Title: Hyperion における "Nature's law"
Other Titles: Hyperion ニオケル "Nature's law"
"Nature's law" in Hyperion
Authors: 吉賀, 憲夫
YOSHIGA, Norio
Issue Date: 31-Mar-1980
Publisher: 愛知工業大学
Abstract: Keats shows us three stages in history in Hyperion : the first is the world which Titans conquered; the second, the world of Saturn; the third, the world of the Olympian gods. In Hyperion the change from the world of Saturn to that of the Olympian gods is depicted and the process pictured in Oceanus' speech reminds us of Keats' idea of human life.
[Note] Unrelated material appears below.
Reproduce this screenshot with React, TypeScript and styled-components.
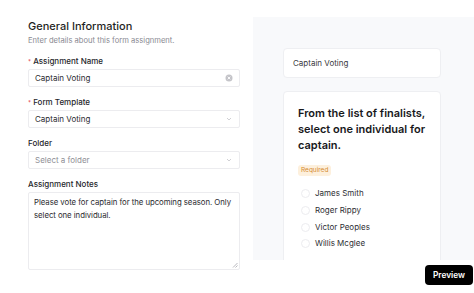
import styled, { createGlobalStyle } from 'styled-components';

const GlobalStyle = createGlobalStyle`
  * { box-sizing: border-box; }
  body {
    margin: 0;
    background: #ffffff;
    font-family: Inter, "Noto Sans", sans-serif;
    color: #1f1f24;
  }
`;

const Page = styled.div`
  display: flex;
  width: 474px;
  height: 293px;
  overflow: hidden;
`;

const FormColumn = styled.div`
  width: 240px;
  padding: 19px 0 0 28px;
  display: flex;
  flex-direction: column;
`;

const Heading = styled.h1`
  margin: 0;
  font-size: 11px;
  line-height: 15px;
  font-weight: 500;
  color: #1f1f24;
`;

const Subheading = styled.p`
  margin: 1px 0 0;
  font-size: 7.6px;
  line-height: 11px;
  color: #8a8a92;
`;

const Field = styled.div`
  margin-top: 10px;
  display: flex;
  flex-direction: column;
`;

const Label = styled.label`
  font-size: 8px;
  line-height: 11px;
  font-weight: 500;
  color: #26262b;
  margin-bottom: 2px;
`;

const Star = styled.span`
  color: #e5484d;
  font-size: 6px;
  vertical-align: top;
  margin-right: 2px;
`;

const Input = styled.div<{ $placeholder?: boolean }>`
  height: 18px;
  border: 1px solid #ececef;
  border-radius: 2px;
  display: flex;
  align-items: center;
  justify-content: space-between;
  padding: 0 6px;
  font-size: 8px;
  color: ${({ $placeholder }) => ($placeholder ? '#8f8f96' : '#2b2b30')};
`;

const TextArea = styled.div`
  position: relative;
  height: 78px;
  border: 1px solid #ececef;
  border-radius: 2px;
  padding: 3px 5px;
  font-size: 7.8px;
  line-height: 13px;
  letter-spacing: -0.05px;
  color: #2b2b30;
`;

const Grip = styled.svg`
  position: absolute;
  right: 1px;
  bottom: 1px;
`;

const PreviewColumn = styled.div`
  flex: 1;
  margin-left: 13px;
  display: flex;
  flex-direction: column;
  padding-top: 17px;
`;

const PreviewPanel = styled.div`
  height: 243px;
  background: #f8f9fb;
  padding: 31px 0 0 30px;
  overflow: hidden;
  display: flex;
  flex-direction: column;
  gap: 13px;
`;

const Card = styled.div`
  flex-shrink: 0;
  width: 158px;
  background: #ffffff;
  border: 1px solid #eeeff2;
  border-radius: 4px;
`;

const TitleCard = styled(Card)`
  height: 30px;
  display: flex;
  align-items: center;
  padding-left: 9px;
  font-size: 8px;
  color: #3a3a40;
`;

const QuestionCard = styled(Card)`
  padding: 13px 14px 20px;
  min-height: 190px;
`;

const Question = styled.h2`
  margin: 0;
  font-size: 11px;
  line-height: 16px;
  font-weight: 600;
  color: #18181b;
`;

const Badge = styled.span`
  display: inline-block;
  margin-top: 12px;
  padding: 1px 3px;
  border-radius: 3px;
  background: #fdf0dd;
  color: #d58a2e;
  font-size: 6.5px;
  line-height: 9px;
`;

const Options = styled.div`
  margin-top: 12px;
  display: flex;
  flex-direction: column;
  gap: 5.8px;
  padding-left: 3px;
`;

const Option = styled.div`
  display: flex;
  align-items: center;
  gap: 5px;
  font-size: 8px;
  line-height: 11px;
  color: #2e2e33;
`;

const Radio = styled.span`
  width: 9px;
  height: 9px;
  border-radius: 50%;
  border: 1px solid #ececef;
`;

const Footer = styled.div`
  display: flex;
  justify-content: flex-end;
  padding: 5px 1px 0 0;
`;

const PreviewButton = styled.button`
  height: 20px;
  padding: 0 8px;
  border: none;
  border-radius: 4px;
  background: #000000;
  color: #ffffff;
  font-family: Inter, "Noto Sans", sans-serif;
  font-size: 8.3px;
  font-weight: 600;
`;

const ClearIcon = () => (
  <svg width="8" height="8" viewBox="0 0 8 8">
    <circle cx="4" cy="4" r="3.5" fill="#c4c4c9" />
    <path d="M2.7 2.7 L5.3 5.3 M5.3 2.7 L2.7 5.3" stroke="#fff" strokeWidth="0.9" />
  </svg>
);

const Chevron = () => (
  <svg width="8" height="8" viewBox="0 0 8 8">
    <path d="M2 3 L4 5 L6 3" fill="none" stroke="#c4c4c9" strokeWidth="0.8" />
  </svg>
);

const candidates = ['James Smith', 'Roger Rippy', 'Victor Peoples', 'Willis Mcglee'];

const App = () => (
  <>
    <GlobalStyle />
    <Page>
      <FormColumn>
        <Heading>General Information</Heading>
        <Subheading>Enter details about this form assignment.</Subheading>
        <Field>
          <Label><Star>*</Star>Assignment Name</Label>
          <Input>Captain Voting<ClearIcon /></Input>
        </Field>
        <Field>
          <Label><Star>*</Star>Form Template</Label>
          <Input>Captain Voting<Chevron /></Input>
        </Field>
        <Field>
          <Label>Folder</Label>
          <Input $placeholder>Select a folder<Chevron /></Input>
        </Field>
        <Field>
          <Label>Assignment Notes</Label>
          <TextArea>
            Please vote for captain for the upcoming season. Only select one individual.
            <Grip width="6" height="6" viewBox="0 0 6 6">
              <path d="M1 5.5 L5.5 1 M3.5 5.5 L5.5 3.5" stroke="#9a9aa0" strokeWidth="0.7" />
            </Grip>
          </TextArea>
        </Field>
      </FormColumn>
      <PreviewColumn>
        <PreviewPanel>
          <TitleCard>Captain Voting</TitleCard>
          <QuestionCard>
            <Question>From the list of finalists, select one individual for captain.</Question>
            <Badge>Required</Badge>
            <Options>
              {candidates.map((name) => (
                <Option key={name}>
                  <Radio />
                  {name}
                </Option>
              ))}
            </Options>
          </QuestionCard>
        </PreviewPanel>
        <Footer>
          <PreviewButton>Preview</PreviewButton>
        </Footer>
      </PreviewColumn>
    </Page>
  </>
);

export default App;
He compared human life to a "large Mansinon of Many Apartments" and the kingdom of Saturn corresponds to the second room, "the Chamber of Maiden Thought" where beauty is considred a supreme law. Although Oceanus thinks that the law of beauty is almighty in all periods of history, we find that beauty is no longer absolute for the Olympian gods in Book III. It may be said that he makes a serious mistake to believe that beauty is the principal law in every stage of history when he regards beauty as a "Nature's law" and "eternal truth". The idea of "Nature's law" which implies the progress toward the perfect beauty is too romantic and naive to become the dominant law of Hyperion. The romantic view of Nature in Oceanus' speech includes a factor which made Hyperion unfinished.